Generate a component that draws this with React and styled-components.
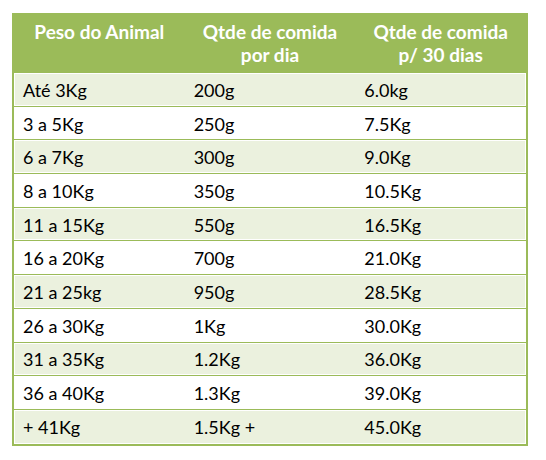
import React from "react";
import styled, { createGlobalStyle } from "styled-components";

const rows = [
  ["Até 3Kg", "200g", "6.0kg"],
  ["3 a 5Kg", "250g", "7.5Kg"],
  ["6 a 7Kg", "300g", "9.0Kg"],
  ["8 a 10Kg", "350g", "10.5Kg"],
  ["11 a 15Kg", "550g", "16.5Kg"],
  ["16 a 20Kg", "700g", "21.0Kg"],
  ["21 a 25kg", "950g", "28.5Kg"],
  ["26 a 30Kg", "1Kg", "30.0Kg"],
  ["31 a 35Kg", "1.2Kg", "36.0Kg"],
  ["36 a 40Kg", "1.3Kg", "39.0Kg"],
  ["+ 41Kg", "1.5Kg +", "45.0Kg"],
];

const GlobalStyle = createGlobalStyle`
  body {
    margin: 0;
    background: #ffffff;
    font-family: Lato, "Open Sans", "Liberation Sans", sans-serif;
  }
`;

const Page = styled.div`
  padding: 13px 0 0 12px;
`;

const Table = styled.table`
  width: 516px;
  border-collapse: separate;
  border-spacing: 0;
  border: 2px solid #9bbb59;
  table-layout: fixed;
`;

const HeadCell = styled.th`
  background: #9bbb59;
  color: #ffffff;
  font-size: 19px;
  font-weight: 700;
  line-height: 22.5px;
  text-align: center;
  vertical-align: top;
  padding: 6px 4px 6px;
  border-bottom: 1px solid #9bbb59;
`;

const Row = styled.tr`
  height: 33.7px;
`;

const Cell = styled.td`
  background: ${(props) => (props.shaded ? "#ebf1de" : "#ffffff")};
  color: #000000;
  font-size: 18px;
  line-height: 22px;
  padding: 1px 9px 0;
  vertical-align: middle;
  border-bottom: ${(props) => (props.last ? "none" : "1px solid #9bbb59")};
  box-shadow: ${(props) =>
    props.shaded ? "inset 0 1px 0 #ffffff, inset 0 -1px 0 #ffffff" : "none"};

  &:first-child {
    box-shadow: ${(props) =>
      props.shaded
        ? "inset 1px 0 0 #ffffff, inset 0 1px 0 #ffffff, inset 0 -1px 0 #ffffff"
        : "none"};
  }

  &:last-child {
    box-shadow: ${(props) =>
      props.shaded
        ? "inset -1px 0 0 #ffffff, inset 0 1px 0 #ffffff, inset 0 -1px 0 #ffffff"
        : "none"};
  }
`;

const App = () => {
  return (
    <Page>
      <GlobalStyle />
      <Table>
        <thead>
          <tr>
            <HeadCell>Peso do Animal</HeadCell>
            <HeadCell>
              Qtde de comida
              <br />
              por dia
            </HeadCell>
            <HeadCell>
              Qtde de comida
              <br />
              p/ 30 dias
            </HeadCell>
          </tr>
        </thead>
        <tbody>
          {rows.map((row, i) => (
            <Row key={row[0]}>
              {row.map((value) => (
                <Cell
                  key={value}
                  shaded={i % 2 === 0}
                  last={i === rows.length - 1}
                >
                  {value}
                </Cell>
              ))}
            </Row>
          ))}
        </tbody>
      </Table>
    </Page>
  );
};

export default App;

-------

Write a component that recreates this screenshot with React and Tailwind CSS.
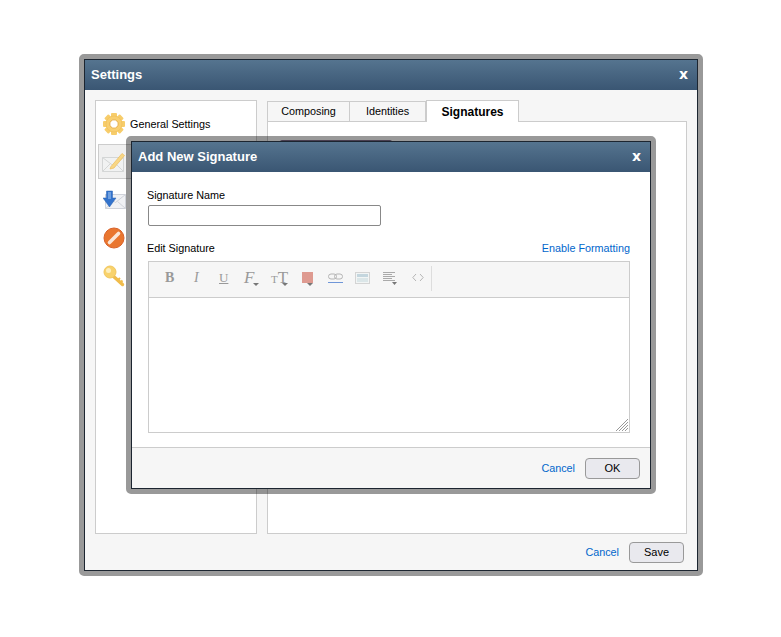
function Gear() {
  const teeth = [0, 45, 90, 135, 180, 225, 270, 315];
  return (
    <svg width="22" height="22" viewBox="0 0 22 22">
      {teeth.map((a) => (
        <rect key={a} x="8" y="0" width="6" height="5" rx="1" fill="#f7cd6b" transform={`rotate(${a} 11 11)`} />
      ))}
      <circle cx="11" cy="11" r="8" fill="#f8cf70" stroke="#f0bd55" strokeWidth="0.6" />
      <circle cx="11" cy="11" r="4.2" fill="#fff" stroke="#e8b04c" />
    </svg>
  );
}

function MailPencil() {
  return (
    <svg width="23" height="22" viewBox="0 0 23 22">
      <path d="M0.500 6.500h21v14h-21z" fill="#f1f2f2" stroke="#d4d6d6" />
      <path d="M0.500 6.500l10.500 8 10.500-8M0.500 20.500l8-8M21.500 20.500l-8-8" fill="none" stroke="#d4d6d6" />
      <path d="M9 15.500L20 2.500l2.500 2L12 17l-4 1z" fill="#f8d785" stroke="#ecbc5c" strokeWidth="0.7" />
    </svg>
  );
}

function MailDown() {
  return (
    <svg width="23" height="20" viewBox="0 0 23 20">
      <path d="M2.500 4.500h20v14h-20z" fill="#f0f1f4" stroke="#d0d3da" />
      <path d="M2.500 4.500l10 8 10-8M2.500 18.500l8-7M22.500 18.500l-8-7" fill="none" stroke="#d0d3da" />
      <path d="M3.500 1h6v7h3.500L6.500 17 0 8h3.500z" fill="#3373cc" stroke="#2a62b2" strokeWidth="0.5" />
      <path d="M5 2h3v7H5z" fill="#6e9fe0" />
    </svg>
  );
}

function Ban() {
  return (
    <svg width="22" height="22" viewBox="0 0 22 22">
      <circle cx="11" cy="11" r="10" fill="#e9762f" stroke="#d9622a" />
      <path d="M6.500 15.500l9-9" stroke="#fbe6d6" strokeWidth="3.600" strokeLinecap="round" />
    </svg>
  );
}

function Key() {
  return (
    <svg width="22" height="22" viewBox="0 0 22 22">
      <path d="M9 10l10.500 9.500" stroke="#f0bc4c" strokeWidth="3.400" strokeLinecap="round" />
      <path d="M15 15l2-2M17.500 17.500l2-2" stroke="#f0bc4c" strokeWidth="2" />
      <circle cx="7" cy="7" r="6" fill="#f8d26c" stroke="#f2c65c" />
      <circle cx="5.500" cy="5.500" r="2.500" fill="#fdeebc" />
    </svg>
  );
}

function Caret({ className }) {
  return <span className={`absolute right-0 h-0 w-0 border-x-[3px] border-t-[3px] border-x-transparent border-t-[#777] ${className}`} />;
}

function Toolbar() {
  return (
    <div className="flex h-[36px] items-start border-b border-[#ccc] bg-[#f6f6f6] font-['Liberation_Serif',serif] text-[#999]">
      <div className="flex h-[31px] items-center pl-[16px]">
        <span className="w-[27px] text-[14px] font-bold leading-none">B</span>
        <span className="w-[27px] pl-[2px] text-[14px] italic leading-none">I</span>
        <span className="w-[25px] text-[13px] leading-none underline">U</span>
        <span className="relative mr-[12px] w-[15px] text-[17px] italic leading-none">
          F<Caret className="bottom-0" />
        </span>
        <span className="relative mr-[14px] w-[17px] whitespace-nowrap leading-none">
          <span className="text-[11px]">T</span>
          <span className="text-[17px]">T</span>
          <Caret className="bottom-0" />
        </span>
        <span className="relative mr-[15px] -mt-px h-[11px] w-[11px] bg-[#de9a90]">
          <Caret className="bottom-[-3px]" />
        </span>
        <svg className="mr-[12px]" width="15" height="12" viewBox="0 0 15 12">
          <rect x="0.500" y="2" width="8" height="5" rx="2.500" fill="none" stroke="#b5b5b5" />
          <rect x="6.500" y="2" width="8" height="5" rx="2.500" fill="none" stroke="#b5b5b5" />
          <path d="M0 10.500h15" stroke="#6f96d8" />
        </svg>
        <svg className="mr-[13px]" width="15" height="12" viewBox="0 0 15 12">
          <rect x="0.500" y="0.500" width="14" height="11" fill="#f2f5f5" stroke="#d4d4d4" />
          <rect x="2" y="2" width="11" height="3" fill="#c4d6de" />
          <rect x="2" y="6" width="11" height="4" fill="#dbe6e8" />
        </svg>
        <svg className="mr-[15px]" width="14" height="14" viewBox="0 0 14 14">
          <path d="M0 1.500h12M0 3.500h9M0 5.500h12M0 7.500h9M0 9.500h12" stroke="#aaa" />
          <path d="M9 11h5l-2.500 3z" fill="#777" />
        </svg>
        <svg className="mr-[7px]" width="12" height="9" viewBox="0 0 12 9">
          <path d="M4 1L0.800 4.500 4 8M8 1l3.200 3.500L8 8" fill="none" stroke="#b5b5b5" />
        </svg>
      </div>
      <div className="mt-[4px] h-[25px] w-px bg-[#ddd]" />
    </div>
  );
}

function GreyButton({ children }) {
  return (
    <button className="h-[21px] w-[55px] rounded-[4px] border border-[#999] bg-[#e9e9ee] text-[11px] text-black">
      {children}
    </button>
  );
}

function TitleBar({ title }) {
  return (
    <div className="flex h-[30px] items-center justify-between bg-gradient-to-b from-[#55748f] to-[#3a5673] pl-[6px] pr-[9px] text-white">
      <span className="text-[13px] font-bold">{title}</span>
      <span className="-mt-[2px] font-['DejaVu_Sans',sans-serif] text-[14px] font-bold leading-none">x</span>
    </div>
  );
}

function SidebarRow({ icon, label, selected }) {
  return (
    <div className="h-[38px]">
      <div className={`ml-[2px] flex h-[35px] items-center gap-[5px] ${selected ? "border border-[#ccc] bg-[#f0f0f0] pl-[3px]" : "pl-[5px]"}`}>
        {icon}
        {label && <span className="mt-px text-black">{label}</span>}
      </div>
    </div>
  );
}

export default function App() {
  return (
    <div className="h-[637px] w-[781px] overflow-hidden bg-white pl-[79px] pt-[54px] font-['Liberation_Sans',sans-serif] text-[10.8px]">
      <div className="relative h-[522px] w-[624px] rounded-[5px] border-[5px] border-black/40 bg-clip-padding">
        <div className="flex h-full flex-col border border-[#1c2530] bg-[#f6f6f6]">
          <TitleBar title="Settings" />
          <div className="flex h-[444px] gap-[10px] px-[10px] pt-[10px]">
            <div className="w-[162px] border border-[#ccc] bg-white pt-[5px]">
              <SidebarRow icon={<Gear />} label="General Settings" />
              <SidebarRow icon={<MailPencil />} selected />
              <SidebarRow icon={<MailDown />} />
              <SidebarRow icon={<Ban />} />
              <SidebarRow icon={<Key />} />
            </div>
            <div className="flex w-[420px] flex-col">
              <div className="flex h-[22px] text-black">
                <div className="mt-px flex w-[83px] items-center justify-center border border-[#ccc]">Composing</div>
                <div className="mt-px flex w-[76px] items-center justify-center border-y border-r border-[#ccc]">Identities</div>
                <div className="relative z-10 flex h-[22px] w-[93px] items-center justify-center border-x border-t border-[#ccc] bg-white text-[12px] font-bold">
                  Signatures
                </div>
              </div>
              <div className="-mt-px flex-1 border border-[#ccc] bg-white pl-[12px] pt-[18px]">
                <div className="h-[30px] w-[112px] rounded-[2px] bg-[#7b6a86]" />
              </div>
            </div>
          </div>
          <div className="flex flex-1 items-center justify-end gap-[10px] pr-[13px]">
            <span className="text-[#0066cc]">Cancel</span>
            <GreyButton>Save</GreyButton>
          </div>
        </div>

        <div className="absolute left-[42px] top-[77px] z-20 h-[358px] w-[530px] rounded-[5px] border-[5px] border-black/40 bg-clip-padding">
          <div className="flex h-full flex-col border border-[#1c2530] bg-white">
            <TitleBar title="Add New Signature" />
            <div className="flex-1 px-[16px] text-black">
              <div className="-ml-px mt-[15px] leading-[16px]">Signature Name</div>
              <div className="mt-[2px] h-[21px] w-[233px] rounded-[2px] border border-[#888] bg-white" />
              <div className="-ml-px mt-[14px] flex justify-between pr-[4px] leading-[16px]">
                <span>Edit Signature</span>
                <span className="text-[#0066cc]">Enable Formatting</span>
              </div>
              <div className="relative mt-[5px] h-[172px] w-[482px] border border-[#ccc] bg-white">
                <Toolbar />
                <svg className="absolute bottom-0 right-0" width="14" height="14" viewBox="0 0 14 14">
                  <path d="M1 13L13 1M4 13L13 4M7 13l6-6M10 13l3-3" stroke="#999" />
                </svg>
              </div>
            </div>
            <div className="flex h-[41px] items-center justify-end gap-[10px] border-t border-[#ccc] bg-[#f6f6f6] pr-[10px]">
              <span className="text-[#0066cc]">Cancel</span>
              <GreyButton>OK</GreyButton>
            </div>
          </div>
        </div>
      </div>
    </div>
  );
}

-------

== Exercise task ==
Lines holding the word "with" in the entries above are the ones to pull out. Copy them all.

== Task answer ==
Generate a component that draws this with React and styled-components.
Write a component that recreates this screenshot with React and Tailwind CSS.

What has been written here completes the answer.